Expliquer
un texte
"L'origine des erreurs est, en un certain sens, la
même que celle des erreurs de calcul, qui arrivent aux
arithméticiens. En effet, il arrive souvent qu'à défaut
d'attention ou de mémoire, nous faisons ce qu'il ne
faut pas faire ou que nous omettons ce qu'il faut faire,
ou bien que nous croyons avoir fait ce que nous n'avons
pas fait, ou que nous avons fait ce que nous croyons
n'avoir pas fait. Ainsi, il arrive que, dans le calcul
(auquel correspond le raisonnement dans l'esprit), on
oublie de poser certains signes nécessaires ou qu'on en
mette qu'il ne faut pas; qu'on néglige un des éléments
du calcul en les rassemblant, ou qu'on opère contre la
règle.
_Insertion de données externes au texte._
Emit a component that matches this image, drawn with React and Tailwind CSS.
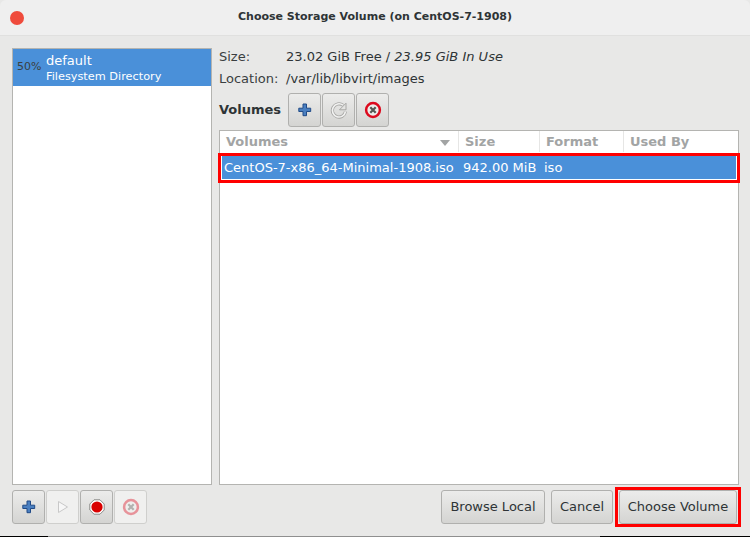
import React from "react";

const Plus = () => (
  <svg width="16" height="16" viewBox="0 0 16 16">
    <path d="M6 2h3.500v4.200h4.200v3.300H9.500v4.200H6V9.500H1.800V6.200H6z" fill="#4a7fc0" stroke="#204a87" strokeWidth="1" strokeLinejoin="round" />
  </svg>
);

const Stop = ({ faded }) => (
  <svg width="18" height="18" viewBox="0 0 18 18" className={faded ? "opacity-40" : ""}>
    <circle cx="9" cy="9" r="6.900" fill="#eeeeec" stroke="#dc0a1e" strokeWidth="2.500" />
    <path d="M6.300 6.300l5.400 5.400M11.700 6.300l-5.400 5.400" stroke="#555753" strokeWidth="2.200" />
  </svg>
);

const Refresh = () => (
  <svg width="18" height="18" viewBox="0 0 18 18" fill="none">
    <path d="M13 4.200A6.600 6.600 0 1 0 15.500 10.500" stroke="#a6a6a4" strokeWidth="3.200" />
    <path d="M13 4.200A6.600 6.600 0 1 0 15.500 10.500" stroke="#f2f2f1" strokeWidth="1.600" />
    <path d="M9.500 8.800h6.500V2.200z" fill="#e4e4e2" stroke="#a0a09e" strokeWidth="0.900" />
  </svg>
);

const Play = () => (
  <svg width="14" height="16" viewBox="0 0 14 16">
    <path d="M2.500 2.500l9 5.500-9 5.500z" fill="#f7f7f7" stroke="#c8c8c8" />
  </svg>
);

const Record = () => (
  <svg width="18" height="18" viewBox="0 0 18 18">
    <path d="M6 1.800h6L16.200 6v6L12 16.200H6L1.800 12V6z" fill="#fff" stroke="#8a8a88" />
    <circle cx="9" cy="9" r="5.600" fill="#d90000" />
  </svg>
);

function IconButton({ children, disabled }) {
  return (
    <button
      className={`w-[33px] h-[34px] flex items-center justify-center rounded-[3px] border ${
        disabled
          ? "bg-[#f0f0ef] border-[#cfcfcd]"
          : "bg-gradient-to-b from-[#ececeb] to-[#d4d4d2] border-[#b0b0ae]"
      }`}
    >
      {children}
    </button>
  );
}

function TextButton({ label, className }) {
  return (
    <button
      className={`h-[34px] rounded-[3px] border border-[#b0b0ae] bg-gradient-to-b from-[#ececeb] to-[#d4d4d2] text-[#2e3436] text-[13px] ${className}`}
    >
      {label}
    </button>
  );
}

const headers = [
  { label: "Volumes", w: "w-[239px]", sort: true },
  { label: "Size", w: "w-[81px]" },
  { label: "Format", w: "w-[84px]" },
  { label: "Used By", w: "flex-1" },
];

export default function App() {
  return (
    <div
      className="w-[750px] h-[537px] flex flex-col bg-[#e8e8e7] text-[#2e3436] text-[13px] overflow-hidden"
      style={{ fontFamily: "'DejaVu Sans', sans-serif" }}
    >
      {/* Title bar */}
      <div className="relative h-[36px] shrink-0 flex items-center justify-center bg-[#efefef] rounded-t-[6px] border-b border-[#e0e0df]">
        <div className="absolute left-[10px] top-[11px] w-[14px] h-[14px] rounded-full bg-[#ef4b3c]" />
        <span className="font-bold text-[11px] text-[#2e3436]">Choose Storage Volume (on CentOS-7-1908)</span>
      </div>

      {/* Main */}
      <div className="flex-1 flex gap-[7px] pt-[12px] pl-[12px] pr-[11px] min-h-0">
        {/* Pools */}
        <div className="w-[200px] shrink-0 h-[437px] bg-white border border-[#b4b4b1]">
          <div className="h-[37px] bg-[#4a90d9] flex items-center text-white">
            <span className="w-[33px] pl-[4px] text-[11px] text-[#3a3f41]">50%</span>
            <div className="flex flex-col">
              <span className="leading-[17px] text-[13px]">default</span>
              <span className="leading-[15px] text-[11.3px]">Filesystem Directory</span>
            </div>
          </div>
        </div>

        {/* Volumes */}
        <div className="flex-1 flex flex-col min-w-0">
          <div className="flex h-[17px] items-center">
            <span className="w-[67px] text-[#3a3f41]">Size:</span>
            <span>
              23.02 GiB Free / <em>23.95 GiB In Use</em>
            </span>
          </div>
          <div className="flex h-[17px] mt-[5px] items-center">
            <span className="w-[67px] text-[#3a3f41]">Location:</span>
            <span>/var/lib/libvirt/images</span>
          </div>
          <div className="flex items-center mt-[5px] h-[35px]">
            <span className="font-bold w-[69px]">Volumes</span>
            <div className="flex gap-[1px]">
              <IconButton><Plus /></IconButton>
              <IconButton><Refresh /></IconButton>
              <IconButton><Stop /></IconButton>
            </div>
          </div>
          <div className="mt-[3px] h-[355px] w-[520px] bg-white border border-[#b4b4b1]">
            <div className="flex h-[22px] border-b border-white">
              {headers.map((h) => (
                <div
                  key={h.label}
                  className={`${h.w} relative flex items-center pl-[6px] font-bold text-[#a2a4a4] border-r border-[#e6e6e5] last:border-r-0`}
                >
                  {h.label}
                  {h.sort && (
                    <span className="absolute right-[8px] top-[9px] w-0 h-0 border-l-[5px] border-r-[5px] border-t-[6px] border-l-transparent border-r-transparent border-t-[#a2a4a4]" />
                  )}
                </div>
              ))}
            </div>
            <div className="mx-[-2px] h-[30px] border-[3px] border-[#ff0000] pl-[1px] pr-[1px] bg-white">
              <div className="h-[23px] flex items-center bg-[#4a90d9] text-white pl-[2px] whitespace-nowrap">
                <span className="w-[239px]">CentOS-7-x86_64-Minimal-1908.iso</span>
                <span className="w-[81px]">942.00 MiB</span>
                <span>iso</span>
              </div>
            </div>
          </div>
        </div>
      </div>

      {/* Bottom buttons */}
      <div className="h-[51px] shrink-0 flex items-start pt-[5px] pl-[12px] pr-[9px]">
        <div className="flex gap-[1px]">
          <IconButton><Plus /></IconButton>
          <IconButton disabled><Play /></IconButton>
          <IconButton><Record /></IconButton>
          <IconButton disabled><Stop faded /></IconButton>
        </div>
        <div className="ml-auto flex items-start">
          <TextButton label="Browse Local" className="w-[104px]" />
          <TextButton label="Cancel" className="w-[62px] ml-[6px]" />
          <div className="ml-[2px] mt-[-3px] border-[3px] border-[#ff0000] px-[1px] h-[40px] w-[126px]">
            <TextButton label="Choose Volume" className="w-full" />
          </div>
        </div>
      </div>

      {/* Screen edge below the window */}
      <div className="h-[1px] shrink-0 flex">
        <div className="w-[48px] bg-black" />
        <div className="w-[552px] bg-[#8f8f8f]" />
        <div className="flex-1 bg-black" />
      </div>
    </div>
  );
}
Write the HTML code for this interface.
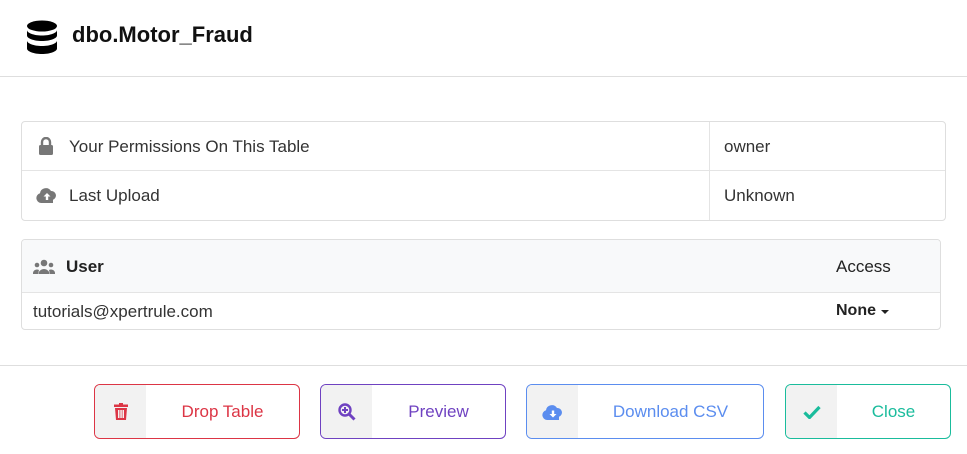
<!DOCTYPE html>
<html><head><style>
*{box-sizing:border-box;margin:0;padding:0}
body{width:967px;height:454px;background:#fff;font-family:"Liberation Sans",sans-serif;color:#222;position:relative;overflow:hidden}
.a{position:absolute}
.t{font-size:17px;color:#333}
.btn{position:absolute;top:384px;height:55px;border:1px solid;border-radius:6px;overflow:hidden;background:#fff}
.btn .ic{position:absolute;left:0;top:0;bottom:0;width:51px;background:#f2f2f2;display:flex;align-items:center;justify-content:center}
.btn .lb{position:absolute;left:51px;right:0;top:0;bottom:0;display:flex;align-items:center;justify-content:center;font-size:17px}
</style></head><body>
<svg class="a" style="left:26px;top:20px" width="32" height="35" viewBox="0 0 32 35">
<ellipse cx="16" cy="6" rx="15" ry="5.5" fill="#000"/>
<path d="M1 10c0 3 7 5.5 15 5.5S31 13 31 10v5.5c0 3-7 5.5-15 5.5S1 18.5 1 15.5z" fill="#000"/>
<path d="M1 20.5c0 3 7 5.5 15 5.5S31 23.5 31 20.5v8c0 3-7 5.5-15 5.5S1 31.5 1 28.5z" fill="#000"/>
</svg>
<div class="a" style="left:72px;top:22px;font-size:22px;font-weight:bold;color:#111">dbo.Motor_Fraud</div>
<div class="a" style="left:0;top:76px;width:967px;height:1px;background:#dedede"></div>

<div class="a" style="left:21px;top:121px;width:925px;height:100px;border:1px solid #dedede;border-radius:4px"></div>
<div class="a" style="left:22px;top:170px;width:923px;height:1px;background:#e4e4e4"></div>
<div class="a" style="left:709px;top:122px;width:1px;height:98px;background:#e4e4e4"></div>
<svg class="a" style="left:38px;top:137px" width="16" height="18" viewBox="0 0 16 18"><path d="M4 8V5a4 4 0 0 1 8 0v3" stroke="#777" stroke-width="2.4" fill="none"/><rect x="1" y="8" width="14" height="10" rx="1.5" fill="#777"/></svg>
<div class="a t" style="left:69px;top:137px">Your Permissions On This Table</div>
<div class="a t" style="left:724px;top:137px">owner</div>
<svg class="a" style="left:36px;top:187px" width="22" height="16" viewBox="0 0 22 16"><path d="M5 16a5 5 0 0 1-1-9.8A6 6 0 0 1 15 4a4.5 4.5 0 0 1 2 8.7V16z" fill="#777"/><path d="M11 6l-3.5 3.5h2.3V13h2.4V9.5h2.3z" fill="#fff"/></svg>
<div class="a t" style="left:69px;top:186px">Last Upload</div>
<div class="a t" style="left:724px;top:186px">Unknown</div>

<div class="a" style="left:21px;top:239px;width:920px;height:91px;border:1px solid #dedede;border-radius:4px;overflow:hidden"><div style="height:53px;background:#f8f9fa;border-bottom:1px solid #e4e4e4"></div></div>
<svg class="a" style="left:33px;top:259px" width="22" height="15" viewBox="0 0 22 15"><circle cx="11" cy="4" r="3.3" fill="#777"/><circle cx="4" cy="6" r="2.3" fill="#777"/><circle cx="18" cy="6" r="2.3" fill="#777"/><path d="M5.5 15a5.5 5 0 0 1 11 0z" fill="#777"/><path d="M0 14a4 3.5 0 0 1 6-3l-1 4H0zM22 14a4 3.5 0 0 0-6-3l1 4h5z" fill="#777"/></svg>
<div class="a" style="left:66px;top:257px;font-size:17px;font-weight:bold;color:#222">User</div>
<div class="a" style="left:836px;top:257px;font-size:17px;color:#222">Access</div>
<div class="a t" style="left:33px;top:302px;color:#333">tutorials@xpertrule.com</div>
<div class="a" style="left:836px;top:302px;font-size:16px;font-weight:bold;color:#222">None</div>
<div class="a" style="left:881px;top:310px;width:0;height:0;border-left:4px solid transparent;border-right:4px solid transparent;border-top:4px solid #222"></div>

<div class="a" style="left:0;top:365px;width:967px;height:1px;background:#dedede"></div>

<div class="btn" style="left:94px;width:206px;border-color:#dc3545">
<div class="ic"><svg width="14" height="17" viewBox="0 0 14 17"><rect x="0" y="1.5" width="14" height="2.5" fill="#dc3545"/><rect x="5" y="0" width="4" height="2" fill="#dc3545"/><path d="M1 5h12l-1 12H2zM4 7v8h1.5V7zM6.3 7v8h1.5V7zM8.5 7v8H10V7z" fill="#dc3545" fill-rule="evenodd"/></svg></div>
<div class="lb" style="color:#dc3545">Drop Table</div></div>

<div class="btn" style="left:320px;width:186px;border-color:#6f42c1">
<div class="ic"><svg width="18" height="18" viewBox="0 0 18 18"><circle cx="7" cy="7" r="5.5" fill="none" stroke="#6f42c1" stroke-width="2.4"/><path d="M11 11l5.5 5.5" stroke="#6f42c1" stroke-width="3"/><path d="M7 4v6M4 7h6" stroke="#6f42c1" stroke-width="2"/></svg></div>
<div class="lb" style="color:#6f42c1">Preview</div></div>

<div class="btn" style="left:526px;width:238px;border-color:#5b8def">
<div class="ic"><svg width="22" height="16" viewBox="0 0 22 16"><path d="M5 16a5 5 0 0 1-1-9.8A6 6 0 0 1 15 4a4.5 4.5 0 0 1 2 8.7V16z" fill="#5b8def"/><path d="M11 13.5l-3.5-3.5h2.3V6.5h2.4V10h2.3z" fill="#fff"/></svg></div>
<div class="lb" style="color:#5b8def">Download CSV</div></div>

<div class="btn" style="left:785px;width:166px;border-color:#1abc9c">
<div class="ic"><svg width="18" height="14" viewBox="0 0 18 14"><path d="M1.5 7.5l5 5L16.5 2" fill="none" stroke="#1abc9c" stroke-width="3.2"/></svg></div>
<div class="lb" style="color:#1abc9c">Close</div></div>
</body></html>
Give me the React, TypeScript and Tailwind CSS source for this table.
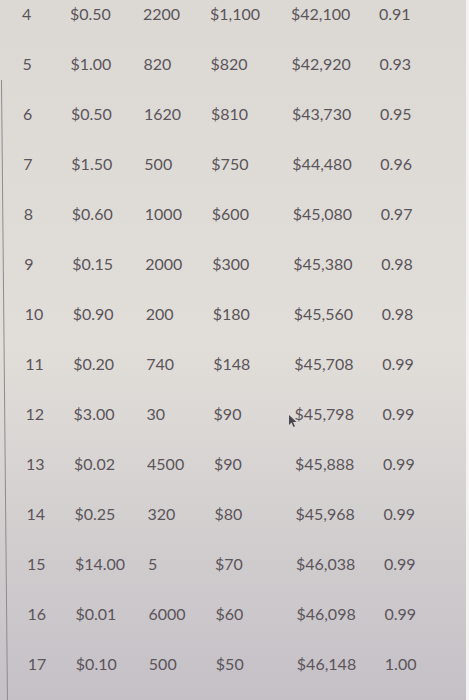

Lorsque notre esprit est fatigué ou distrait,
il ne fait pas suffisamment attention aux opérations
qu'il est en train de faire, ou bien, par une erreur de
mémoire, il accepte comme déjà prouvé ce qui s'est
seulement profondément enraciné en nous par l'effet de
répétitions fréquentes, ou d'un examen prolongé, ou
d'un désir ardent. Le remède à nos erreurs est également
le même que le remède aux erreurs de calcul: faire
attention à la matière et à la forme (1), avancer
lentement, répéter et varier l'opération, recourir à
des vérifications et à des preuves, découper les
raisonnements étendus, pour permettre à l'esprit de
reprendre haleine, et vérifier chaque partie par des
preuves particulières. Et puisque dans l'action, on est
quelquefois pressé, il est important de s'habituer à
garder le sang-froid et la présence d'esprit, à
l'exemple de ceux qui, même au milieu du bruit et sans
calculer par écrit, savent exécuter des opérations
sur des nombres très élevés. Ainsi l'esprit s'habitue
à ne pas se laisser facilement distraire par les
sensations externes ou par ses imaginations et ses
affections propres, mais à rester maître de ce qu'il
est en train de faire, à conserver sa faculté critique
ou, comme on dit communément, son pouvoir de faire
retour sur lui-même, de manière à pouvoir, tel un
moniteur (2) étranger, se dire sans cesse à lui-même:
vois ce que tu fais, pourquoi le fais-tu
actuellement?"
Leibniz. "Remarques sur Descartes"
(1):
"la matière et la forme": le contenu et
l'enchaînement du raisonnement.
(2):"moniteur": quelqu'un qui avertit,
conseille.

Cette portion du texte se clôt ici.